Dubai

The United States and the Arab World need to do more to understand each other, media and diplomacy experts said at the Arab Media Forum in Dubai on Tuesday.

The lack of understanding runs deep: eight-in-ten Americans cannot find the Middle East on a map, a new study found.

Soft power is big. We speak with Mark Donfried, the Director General at the Institute for Cultural Diplomacy in Berlin, at the Arab Media Forum.

A further three-quarters of more than 2,000 Americans surveyed by pollster YouGov for Saudi daily Arab News said they would not want to visit the region.

Yet Arabs are not necessarily well-informed either — and the region’s media bears part of the blame, said Nathan Tek, the US State Department’s Middle East spokesman while speaking at the panel discussion on “The Arab Image in the West.’

“Oftentimes I see the Arab media misreporting about American foreign policy,” the spokesman told a panel of media professionals and academics.

“I see conspiracy theories; I see a constant attack on American foreign policy.”

One path towards greater understanding between cultures is travel — either in the form of tourism or study-abroad programmes, a strategy sometimes referred to as ‘cultural diplomacy.’

“I think every government should consider strongly doing some more to bring a wide range of Americans overseas to the Arab world,” said Tek.

Americans would then get the opportunity to “experience Arab culture first-hand,” instead of relying on pre-conceived notions of the region.

‘Preaching to the choir’

This soft approach, however, carries a few caveats, said Mark Donfried, the director of the Institute for Cultural Diplomacy, a Berlin-based thinktank.

“I think this issue of preaching to the choir, so to speak, or preaching to the converted is a problem, fundamentally, with cultural diplomacy,” he said.
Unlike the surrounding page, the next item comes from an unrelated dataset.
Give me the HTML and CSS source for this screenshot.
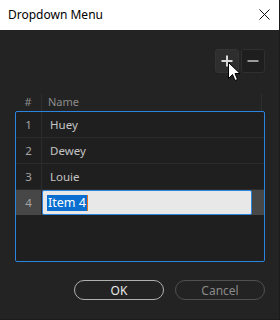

“The vast majority of Americans don’t even have a passport.”

And Americans who do have passports, he told the audience, are usually not too likely to travel too far overseas.
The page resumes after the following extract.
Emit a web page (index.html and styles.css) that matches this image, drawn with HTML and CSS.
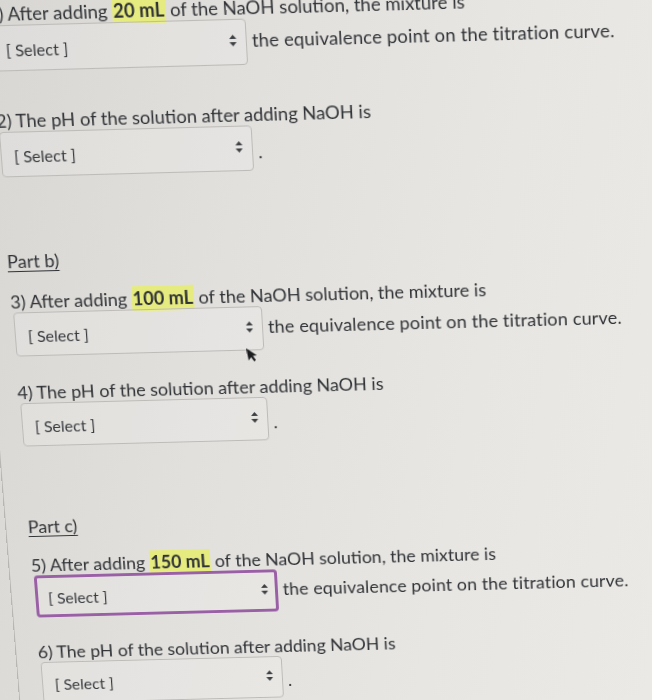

“We have to reach not those 35 per cent with a passport, but those who don’t have one.”

Earlier this week, the UAE announced the launch of a Soft Power Council that aims to boost its position and project its values across the world.

Panellists noted that the concept of ‘soft power’ — defined as projecting might and status through lighter, more attractive means, had worked well to achieve the goals of some western countries.

Soft power requires a consistent, unwavering foreign policy, said Donfried, the cultural institute director.

“Unfortunately, the USA, for many periods of time, has not had consistency,” he told the audience. However, Germany was a case study of a state that shook off its dark past to become a highly-regarded country.

“If you look at German foreign policy since the end of the Second World War until now, it’s fairly consistent in terms of soft power,” Donfried said, citing the Germany’s reputation for educational programmes as an example.

“That gives much more credibility to cultural diplomacy.”